» YOUR TASK
Gather all lines with the word "this" in them.

» PROVIDED MATERIAL
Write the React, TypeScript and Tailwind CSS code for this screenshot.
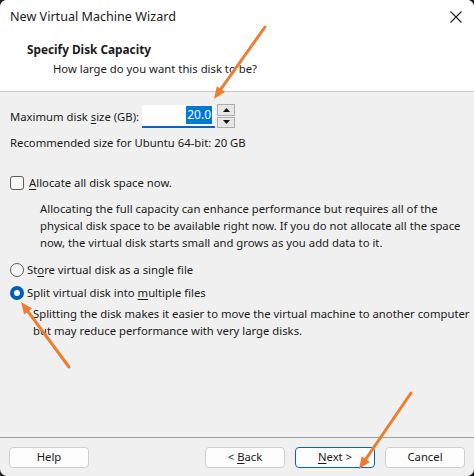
import React from "react";

const font = { fontFamily: '"Noto Sans", "Liberation Sans", sans-serif' };

function U({ children }: { children: React.ReactNode }) {
  return <span className="underline underline-offset-2">{children}</span>;
}

function Btn({ children, primary }: { children: React.ReactNode; primary?: boolean }) {
  return (
    <div
      className={
        "w-[80px] h-[21px] rounded-[4px] flex items-center justify-center text-[11.3px] text-[#1a1a1a] whitespace-pre " +
        (primary ? "border border-[#0067c0] bg-[#fdfdfd]" : "border border-[#cfcfcf] bg-[#fdfdfd]")
      }
    >
      {children}
    </div>
  );
}

export default function App() {
  return (
    <div className="w-[474px] h-[476px] bg-[#1c1c1c] relative overflow-hidden" style={font}>
      <div className="w-[474px] h-[476px] rounded-[7px] overflow-hidden flex flex-col bg-[#f0f0f0] text-[#1a1a1a]">
        {/* header */}
        <div className="bg-white h-[91px] border-b border-[#c8c8c8] box-content flex flex-col">
          <div className="h-[34px] flex items-center justify-between pl-[10px] pr-[10px]">
            <span className="text-[12.6px]">New Virtual Machine Wizard</span>
            <svg width="14" height="14" viewBox="0 0 14 14" className="mr-[1px]">
              <path d="M1.5 1.5 L12.5 12.5 M12.5 1.5 L1.5 12.5" stroke="#222" strokeWidth="1.1" />
            </svg>
          </div>
          <div className="mt-[7px] pl-[27px] text-[11.8px] font-bold leading-[17px]">Specify Disk Capacity</div>
          <div className="mt-[2px] pl-[53px] text-[11.3px] leading-[17px]">How large do you want this disk to be?</div>
        </div>

        {/* body */}
        <div className="flex-1 flex flex-col pl-[10px] text-[11.3px]">
          <div className="mt-[12px] h-[24px] flex items-center">
            <span className="w-[132px] leading-[17px] whitespace-nowrap">
              Maximum disk <U>s</U>ize (GB):
            </span>
            <div className="w-[73px] h-[23px] bg-white border-b-2 border-[#0067c0] flex items-center justify-end pr-[3px]">
              <span className="bg-[#0078d7] text-white leading-[18px] px-[1px] text-[12px]">20.0</span>
            </div>
            <div className="ml-[2px] w-[18px] h-[24px] flex flex-col gap-[1px]">
              <div className="flex-1 border border-[#adadad] bg-[#e6e6e6] flex items-center justify-center">
                <svg width="7" height="4" viewBox="0 0 7 4"><path d="M0 4 L3.5 0 L7 4 Z" fill="#111" /></svg>
              </div>
              <div className="flex-1 border border-[#adadad] bg-[#e6e6e6] flex items-center justify-center">
                <svg width="7" height="4" viewBox="0 0 7 4"><path d="M0 0 L3.5 4 L7 0 Z" fill="#111" /></svg>
              </div>
            </div>
          </div>
          <div className="mt-[6px] leading-[17px]">Recommended size for Ubuntu 64-bit: 20 GB</div>

          <div className="mt-[23px] flex items-center h-[17px]">
            <div className="w-[14px] h-[14px] rounded-[3px] border border-[#5c5c5c] bg-[#f7f7f7]" />
            <span className="ml-[5px] leading-[17px]">
              <U>A</U>llocate all disk space now.
            </span>
          </div>
          <div className="mt-[9px] ml-[30px] leading-[17px] whitespace-nowrap">
            Allocating the full capacity can enhance performance but requires all of the
            <br />
            physical disk space to be available right now. If you do not allocate all the space
            <br />
            now, the virtual disk starts small and grows as you add data to it.
          </div>

          <div className="mt-[10px] flex items-center h-[17px]">
            <div className="w-[14px] h-[14px] rounded-full border border-[#5c5c5c] bg-[#f7f7f7]" />
            <span className="ml-[3px] leading-[17px]">
              St<U>o</U>re virtual disk as a single file
            </span>
          </div>
          <div className="mt-[6px] flex items-center h-[17px]">
            <div className="w-[14px] h-[14px] rounded-full bg-[#005fb8] flex items-center justify-center">
              <div className="w-[6px] h-[6px] rounded-full bg-white" />
            </div>
            <span className="ml-[3px] leading-[17px]">
              Split virtual disk into <U>m</U>ultiple files
            </span>
          </div>
          <div className="mt-[4px] ml-[23px] leading-[17px] whitespace-nowrap">
            Splitting the disk makes it easier to move the virtual machine to another computer
            <br />
            but may reduce performance with very large disks.
          </div>
        </div>

        {/* footer */}
        <div className="h-[39px] border-t border-[#a0a0a0] flex items-start pt-[9px] px-[9px]">
          <Btn>Help</Btn>
          <div className="flex-1" />
          <div className="flex gap-[10px]">
            <Btn>
              {"< "}
              <U>B</U>
              {"ack"}
            </Btn>
            <Btn primary>
              <U>N</U>
              {"ext >"}
            </Btn>
            <Btn>Cancel</Btn>
          </div>
        </div>
      </div>

      {/* annotation arrows */}
      <svg className="absolute inset-0 pointer-events-none" width="474" height="476" viewBox="0 0 474 476">
        <g stroke="#ed7d31" strokeWidth="3" strokeLinecap="round" fill="#ed7d31">
          <line x1="265" y1="27" x2="220.9" y2="89.2" />
          <polygon points="214,99 225,92.1 216.8,86.3" stroke="none" />
          <line x1="69" y1="367" x2="28.1" y2="311.6" />
          <polygon points="21,302 32.1,308.6 24.1,314.6" stroke="none" />
          <line x1="411" y1="393" x2="365.8" y2="459.1" />
          <polygon points="359,469 369.9,461.9 361.7,456.3" stroke="none" />
        </g>
      </svg>
    </div>
  );
}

» IN RESPONSE
Write the React, TypeScript and Tailwind CSS code for this screenshot.
          <div className="mt-[2px] pl-[53px] text-[11.3px] leading-[17px]">How large do you want this disk to be?</div>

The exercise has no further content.